In short, it is not possible to serialize any type. However, there is a generic way to serialize Java objects which are marked to be Serializable.
Not sure what you mean by "or a word document". Serialization can be used for disk caching, not sure what the purpose of using it in memory would be since it would probably be far faster to simply keep the original object.
A more robust solution might be ehcache it can manage the size of the cache as well as moving it between memory and disk.
If you're wondering about the cross platform (disk or memory) persistence part of the question, look at Java's Preferences class.
My, what a lot of answers!
Any object can make itself serializable by implementing java.io.Serializable.
But:
A default serialiser is implemented in ObjectOutputStream, which simply walks the object tree. This is fine for simple javabean type objects, but it can have undesirable effects such as system objects being serialised (I once inspected a serialised java object file and found that it was including all of the system timezone objects). And, of course, if your object has objects inside it that are not serializable (and not transient), then ObjectOutputStream will throw an exception.
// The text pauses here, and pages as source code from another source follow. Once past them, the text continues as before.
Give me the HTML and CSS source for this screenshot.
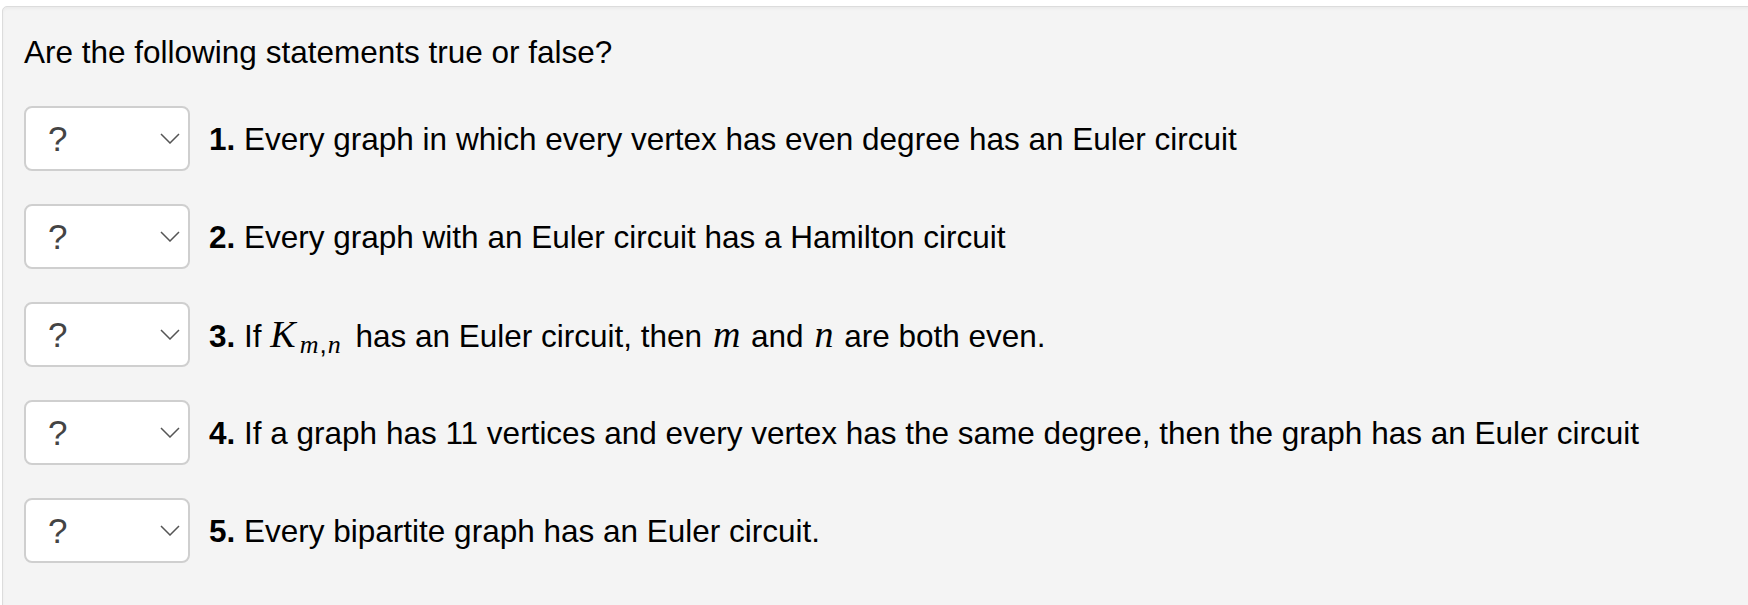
FILE: index.html
```html
<!DOCTYPE html>
<html lang="en">
<head>
<meta charset="utf-8">
<title>True or false</title>
<link rel="stylesheet" href="styles.css">
</head>
<body>
<div class="panel">
  <p class="prompt">Are the following statements true or false?</p>
  <div class="rows">
    <div class="row">
      <div class="pick">
        <select class="select" aria-label="Statement 1"><option>?</option><option>True</option><option>False</option></select>
        <svg class="chev" viewBox="0 0 20 11" aria-hidden="true"><path d="M1 1 L10 10 L19 1"/></svg>
      </div>
      <p class="stmt"><b>1.</b> Every graph in which every vertex has even degree has an Euler circuit</p>
    </div>
    <div class="row">
      <div class="pick">
        <select class="select" aria-label="Statement 2"><option>?</option><option>True</option><option>False</option></select>
        <svg class="chev" viewBox="0 0 20 11" aria-hidden="true"><path d="M1 1 L10 10 L19 1"/></svg>
      </div>
      <p class="stmt"><b>2.</b> Every graph with an Euler circuit has a Hamilton circuit</p>
    </div>
    <div class="row">
      <div class="pick">
        <select class="select" aria-label="Statement 3"><option>?</option><option>True</option><option>False</option></select>
        <svg class="chev" viewBox="0 0 20 11" aria-hidden="true"><path d="M1 1 L10 10 L19 1"/></svg>
      </div>
      <p class="stmt"><b>3.</b> If <span class="math"><i class="mi big">K</i><sub class="msub"><i class="mi">m</i>,<i class="mi">n</i></sub></span> has an Euler circuit, then <i class="mi var">m</i> and <i class="mi var">n</i> are both even.</p>
    </div>
    <div class="row">
      <div class="pick">
        <select class="select" aria-label="Statement 4"><option>?</option><option>True</option><option>False</option></select>
        <svg class="chev" viewBox="0 0 20 11" aria-hidden="true"><path d="M1 1 L10 10 L19 1"/></svg>
      </div>
      <p class="stmt"><b>4.</b> If a graph has 11 vertices and every vertex has the same degree, then the graph has an Euler circuit</p>
    </div>
    <div class="row">
      <div class="pick">
        <select class="select" aria-label="Statement 5"><option>?</option><option>True</option><option>False</option></select>
        <svg class="chev" viewBox="0 0 20 11" aria-hidden="true"><path d="M1 1 L10 10 L19 1"/></svg>
      </div>
      <p class="stmt"><b>5.</b> Every bipartite graph has an Euler circuit.</p>
    </div>
  </div>
</div>
</body>
</html>
```

FILE: styles.css
```css
html, body {
  margin: 0;
  padding: 0;
  background: #ffffff;
  overflow: hidden;
}

body {
  font-family: "Liberation Sans", Arial, sans-serif;
  font-size: 31.5px;
  line-height: 36px;
  color: #000;
}

.panel {
  margin: 6px -20px 0 2px;
  padding: 27px 0 60px 21px;
  background: #f4f4f4;
  border: 1px solid #dcdcdc;
  border-radius: 5px;
  box-shadow: inset 0 2px 3px rgba(0, 0, 0, 0.04);
}

.prompt {
  margin: 0 0 36px 0;
}

.rows {
  display: flex;
  flex-direction: column;
  gap: 33px;
}

.row {
  display: flex;
  align-items: center;
  gap: 19px;
}

.pick {
  position: relative;
  flex: none;
  width: 166px;
  height: 65px;
}

.select {
  appearance: none;
  -webkit-appearance: none;
  box-sizing: border-box;
  width: 100%;
  height: 100%;
  margin: 0;
  padding: 0 0 0 22px;
  border: 2px solid #cfcfcf;
  border-radius: 8px;
  background: #ffffff;
  font-family: "Liberation Sans", Arial, sans-serif;
  font-size: 35px;
  color: #444;
  outline: none;
}

.chev {
  position: absolute;
  right: 10px;
  top: 27px;
  width: 20px;
  height: 11px;
  fill: none;
  stroke: #555;
  stroke-width: 1.5;
  pointer-events: none;
}

.stmt {
  margin: 0;
  white-space: nowrap;
}

.stmt b {
  font-weight: 700;
}

.math {
  white-space: nowrap;
}

.mi {
  font-family: "Liberation Serif", "Times New Roman", serif;
  font-style: italic;
}

.big {
  font-size: 38px;
  margin-right: 4px;
}

.msub {
  font-size: 26px;
  vertical-align: -6px;
  line-height: 0;
  letter-spacing: 1px;
  margin-right: 5px;
}

.var {
  font-size: 38px;
  padding: 0 2px;
}
```
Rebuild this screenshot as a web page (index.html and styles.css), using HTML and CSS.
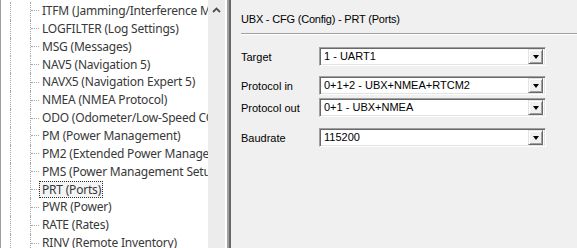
FILE: index.html
```html
<!DOCTYPE html>
<html>
<head>
<meta charset="utf-8">
<link rel="stylesheet" href="styles.css">
</head>
<body>
<div class="app">
  <div class="tree-wrap">
    <div class="tree">
      <div class="item"><span class="g1"></span><span class="g2"></span><span class="br"></span><span class="label">ITFM (Jamming/Interference Monitor)</span></div>
      <div class="item"><span class="g1"></span><span class="g2"></span><span class="br"></span><span class="label">LOGFILTER (Log Settings)</span></div>
      <div class="item"><span class="g1"></span><span class="g2"></span><span class="br"></span><span class="label">MSG (Messages)</span></div>
      <div class="item"><span class="g1"></span><span class="g2"></span><span class="br"></span><span class="label">NAV5 (Navigation 5)</span></div>
      <div class="item"><span class="g1"></span><span class="g2"></span><span class="br"></span><span class="label">NAVX5 (Navigation Expert 5)</span></div>
      <div class="item"><span class="g1"></span><span class="g2"></span><span class="br"></span><span class="label">NMEA (NMEA Protocol)</span></div>
      <div class="item"><span class="g1"></span><span class="g2"></span><span class="br"></span><span class="label">ODO (Odometer/Low-Speed COG Filter)</span></div>
      <div class="item"><span class="g1"></span><span class="g2"></span><span class="br"></span><span class="label">PM (Power Management)</span></div>
      <div class="item"><span class="g1"></span><span class="g2"></span><span class="br"></span><span class="label">PM2 (Extended Power Management)</span></div>
      <div class="item"><span class="g1"></span><span class="g2"></span><span class="br"></span><span class="label">PMS (Power Management Setup)</span></div>
      <div class="item"><span class="g1"></span><span class="g2"></span><span class="br"></span><span class="label selected">PRT (Ports)</span></div>
      <div class="item"><span class="g1"></span><span class="g2"></span><span class="br"></span><span class="label">PWR (Power)</span></div>
      <div class="item"><span class="g1"></span><span class="g2"></span><span class="br"></span><span class="label">RATE (Rates)</span></div>
      <div class="item"><span class="g1"></span><span class="g2"></span><span class="br"></span><span class="label">RINV (Remote Inventory)</span></div>
    </div>
    <div class="scrollbar">
      <svg class="up" width="9" height="6" viewBox="0 0 9 6"><path d="M1 5 L4.5 1.5 L8 5" fill="none" stroke="#505050" stroke-width="1.8"/></svg>
    </div>
  </div>
  <div class="panel">
    <div class="title">UBX - CFG (Config) - PRT (Ports)</div>
    <div class="sep"></div>
    <div class="form">
      <div class="row r-target"><span class="lbl">Target</span><div class="combo"><span class="val">1 - UART1</span><span class="btn"><span class="arrow"></span></span></div></div>
      <div class="row r-in"><span class="lbl">Protocol in</span><div class="combo"><span class="val">0+1+2 - UBX+NMEA+RTCM2</span><span class="btn"><span class="arrow"></span></span></div></div>
      <div class="row r-out"><span class="lbl">Protocol out</span><div class="combo"><span class="val">0+1 - UBX+NMEA</span><span class="btn"><span class="arrow"></span></span></div></div>
      <div class="row r-baud"><span class="lbl">Baudrate</span><div class="combo"><span class="val">115200</span><span class="btn"><span class="arrow"></span></span></div></div>
    </div>
  </div>
</div>
</body>
</html>
```

FILE: styles.css
```css
html, body {
  margin: 0;
  padding: 0;
  background: #f0f0f0;
}
.app {
  display: flex;
  width: 577px;
  height: 248px;
  overflow: hidden;
}
.tree-wrap {
  display: flex;
  flex: none;
  border-left: 1px solid #a0a0a0;
  border-right: 2px solid #ffffff;
  height: 248px;
}
.tree {
  width: 207px;
  background: #ffffff;
  padding-top: 2px;
  overflow: hidden;
  font-family: "Noto Sans", "Open Sans", sans-serif;
  font-size: 12px;
  letter-spacing: -0.2px;
  color: #383838;
}
.item {
  display: flex;
  align-items: stretch;
  height: 17.87px;
  white-space: nowrap;
}
.g1 {
  flex: none;
  width: 9px;
  border-right: 1px dotted #a8a8a8;
}
.g2 {
  flex: none;
  width: 19px;
  border-right: 1px dotted #a8a8a8;
}
.br {
  flex: none;
  width: 8px;
  align-self: center;
  border-top: 1px dotted #a8a8a8;
  height: 0;
}
.label {
  display: flex;
  align-items: center;
  padding: 0 1px 0 2px;
  border: 1px solid transparent;
  line-height: 16px;
}
.label.selected {
  border: 1px dotted #303030;
  background: #f4f4f4;
}
.scrollbar {
  width: 17px;
  background: #ececec;
  position: relative;
}
.up {
  position: absolute;
  left: 4px;
  top: 7px;
}
.panel {
  flex: 1;
  border-left: 2px solid #a0a0a0;
  box-shadow: inset 2px 0 0 #696969;
  padding-left: 12px;
  font-family: "Liberation Sans", Arial, sans-serif;
  font-size: 11px;
  color: #000;
}
.title {
  padding-top: 13px;
  height: 13px;
  line-height: 13px;
  letter-spacing: -0.2px;
}
.sep {
  margin-top: 7px;
  height: 0;
  border-top: 1px solid #a0a0a0;
  border-bottom: 1px solid #ffffff;
}
.form {
  display: flex;
  flex-direction: column;
}
.row {
  display: flex;
  align-items: center;
}
.r-target { margin-top: 12px; }
.r-in { margin-top: 10px; }
.r-out { margin-top: 3px; }
.r-baud { margin-top: 11px; }
.lbl {
  width: 78px;
  flex: none;
}
.combo {
  width: 227px;
  height: 19px;
  box-sizing: border-box;
  border-top: 1px solid #a0a0a0;
  border-left: 1px solid #a0a0a0;
  border-bottom: 1px solid #ffffff;
  border-right: 1px solid #ffffff;
  box-shadow: inset 1px 1px 0 #696969, inset -1px -1px 0 #e3e3e3;
  background: #ffffff;
  display: flex;
  align-items: center;
  padding: 2px 2px 2px 4px;
}
.val {
  flex: 1;
  line-height: 13px;
}
.btn {
  width: 15px;
  height: 15px;
  box-sizing: border-box;
  background: #f0f0f0;
  border-top: 1px solid #e3e3e3;
  border-left: 1px solid #e3e3e3;
  border-right: 1px solid #696969;
  border-bottom: 1px solid #696969;
  box-shadow: inset 1px 1px 0 #ffffff, inset -1px -1px 0 #a0a0a0;
  display: flex;
  align-items: center;
  justify-content: center;
}
.arrow {
  width: 0;
  height: 0;
  border-left: 3.5px solid transparent;
  border-right: 3.5px solid transparent;
  border-top: 4px solid #000;
  margin-top: 1px;
}
```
(actually, even for JavaBean objects the default serializer it awful - the default serializer emits the classname of java.lang.String for every string field.)
So if your object is complicated, then you really should implement Externalizable and write a serialiser and deserializer with some smarts.
http://download.oracle.com/javase/6/docs/platform/serialization/spec/serial-arch.html#7185
So basically - no, you can't serialise any old object. You have to design object that are intended to be serialised and, ideally, that have some smarts about how they get themselves to and from a stream.
You cannot serialize any object in Java. Moreover, Java uses shallow copying(or is it called something else) for serialization, so if you want to seialize something like a HashMap, it might not save your data.